On a l’impression que ces Bleus aiment bien se sentir un peu seul contre tous, non?

Les critiques sont logiques. Quand je jouais, Dieu sait que j’en ai pris des critiques. Il faut les accepter. Ca permet de rebondir. Et Marc s’en sert, quand il les traite de «sales gosses». Ce qui m’a le plus énervé, c’est cet amalgame avec le foot. Ca n’a rien à voir. Après les Tonga, on commençait à parler de Knysna… Il n’y a pas de fiasco, on est en finale de la Coupe du monde. Il n’y a eu aucune grève, aucun caprice de star. Les joueurs se sont pris en main. Parce que tout le monde tape sur Marc Lièvremont, tout le monde lui crache dessus, mais il gère son équipe comme il sait la gérer.

Que pensez-vous de ceux, dans l’hémisphère sud ou au pays de Galles, qui estiment qu’une victoire française serait néfaste pour le rugby?

Rien à foutre des Gallois. Ils jouent la 3e place et ils rentrent chez eux. Pas bon pour le rugby… l’équipe de France, si elle est championne du monde, elle est championne du monde, un point c’est tout.

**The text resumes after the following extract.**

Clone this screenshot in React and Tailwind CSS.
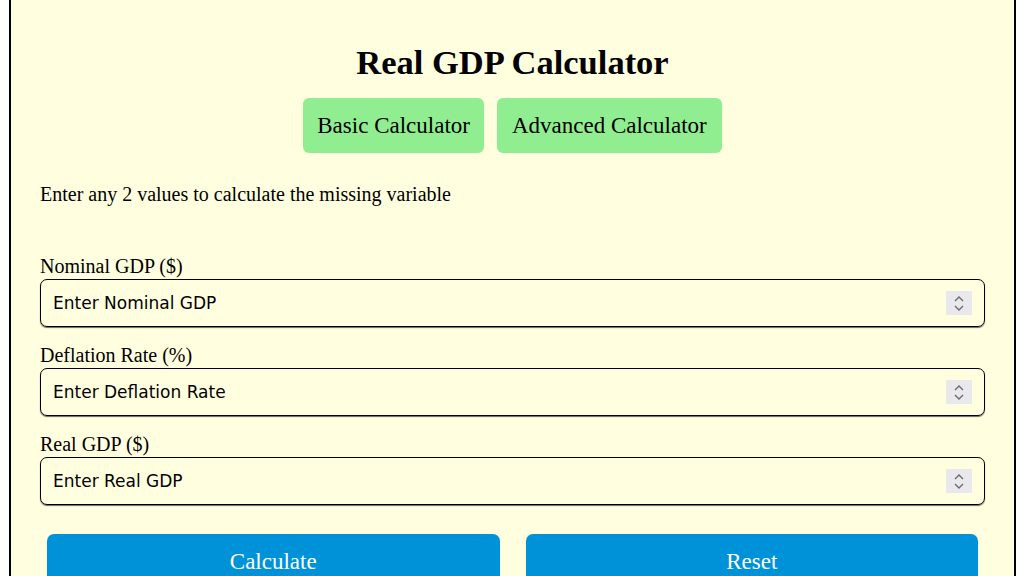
import React from "react";

const fields = [
  { label: "Nominal GDP ($)", placeholder: "Enter Nominal GDP" },
  { label: "Deflation Rate (%)", placeholder: "Enter Deflation Rate" },
  { label: "Real GDP ($)", placeholder: "Enter Real GDP" },
];

function Spinner() {
  return (
    <div className="w-[26px] h-[24px] bg-[#e9e9ed] flex flex-col items-center justify-center gap-[3px] mr-[12px]">
      <svg width="10" height="6" viewBox="0 0 10 6" fill="none">
        <path d="M1 5 L5 1 L9 5" stroke="#6b6b6b" strokeWidth="1.4" />
      </svg>
      <svg width="10" height="6" viewBox="0 0 10 6" fill="none">
        <path d="M1 1 L5 5 L9 1" stroke="#6b6b6b" strokeWidth="1.4" />
      </svg>
    </div>
  );
}

export default function App() {
  return (
    <div className="min-h-screen bg-white font-['Liberation_Serif',serif] text-black">
      <div className="ml-[9px] w-[1007px] min-h-screen border-x-2 border-black bg-[#ffffe0] px-[29px] pt-[43px] pb-10">
        <h1 className="text-center text-[34.5px] leading-[38px] font-bold">Real GDP Calculator</h1>

        {/* tabs */}
        <div className="flex justify-center gap-[13px] mt-[17px]">
          <button className="bg-[#90ee90] rounded-[6px] px-[14px] pt-[2px] h-[55px] text-[23px]">Basic Calculator</button>
          <button className="bg-[#90ee90] rounded-[6px] px-[15px] pt-[2px] h-[55px] text-[23px]">Advanced Calculator</button>
        </div>

        <p className="mt-[30px] text-[20px] leading-[22px]">Enter any 2 values to calculate the missing variable</p>

        <div className="mt-[50px] flex flex-col gap-[17px]">
          {fields.map((f) => (
            <div key={f.label}>
              <label className="block text-[20px] leading-[22px] mb-[2px]">{f.label}</label>
              <div className="flex items-center h-[48px] border border-black rounded-[7px] shadow-[0_1px_1px_#666]">
                <input
                  type="text"
                  placeholder={f.placeholder}
                  className="flex-1 min-w-0 bg-transparent outline-none pl-[12px] pt-[2px] font-['DejaVu_Sans',sans-serif] text-[17px] placeholder:text-black"
                />
                <Spinner />
              </div>
            </div>
          ))}
        </div>

        <div className="flex gap-[26px] mx-[7px] mt-[29px]">
          <button className="flex-1 h-[55px] bg-[#0092d9] rounded-[7px] pt-[2px] text-white text-[23px]">Calculate</button>
          <button className="flex-1 h-[55px] bg-[#0092d9] rounded-[7px] pt-[2px] text-white text-[23px]">Reset</button>
        </div>
      </div>
    </div>
  );
}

Personne n’a rien dit sur l’Afrique du Sud en 2007.

Il est quand même rocambolesque ce parcours…

Mais l’équipe de France a toujours été rocambolesque! Si on est champion du monde, on le sera avec deux défaites en match de poule, et ça restera longtemps. Et on aura un record de plus. Et c’est tout!

Les joueurs ont-ils pris le pouvoir?

Non, Marc est toujours là, il est avec son groupe. Il a une façon de manager qui est sa façon, mais les joueurs n’ont pas pris le pouvoir. Ils ont pris conscience que c’est une Coupe du monde et qu’il faut gagner des matchs. Il les a mis devant le fait accompli: « maintenant c’est à vous, vous vous démerdez».

(En pleine conversation, Dourthe tombe sur une déclaration de Steve Hansen, adjoint de Graham Henry dans le staff néo-zélandais: «la France a gagné le droit d’être en finale»).

La meilleure phrase elle est là. Le mérite… Mais qui mérite? On mérite quoi? Est-ce que les escrocs méritent d’être toujours en vie? Est-ce que les pédophiles méritent d’être toujours en vie? Bah ils le sont hein… On est en finale, est-ce qu’on le mérite ou pas? On n’en a rien foutre, et si on gagne, on emmerdera tout le monde, je vous le dis.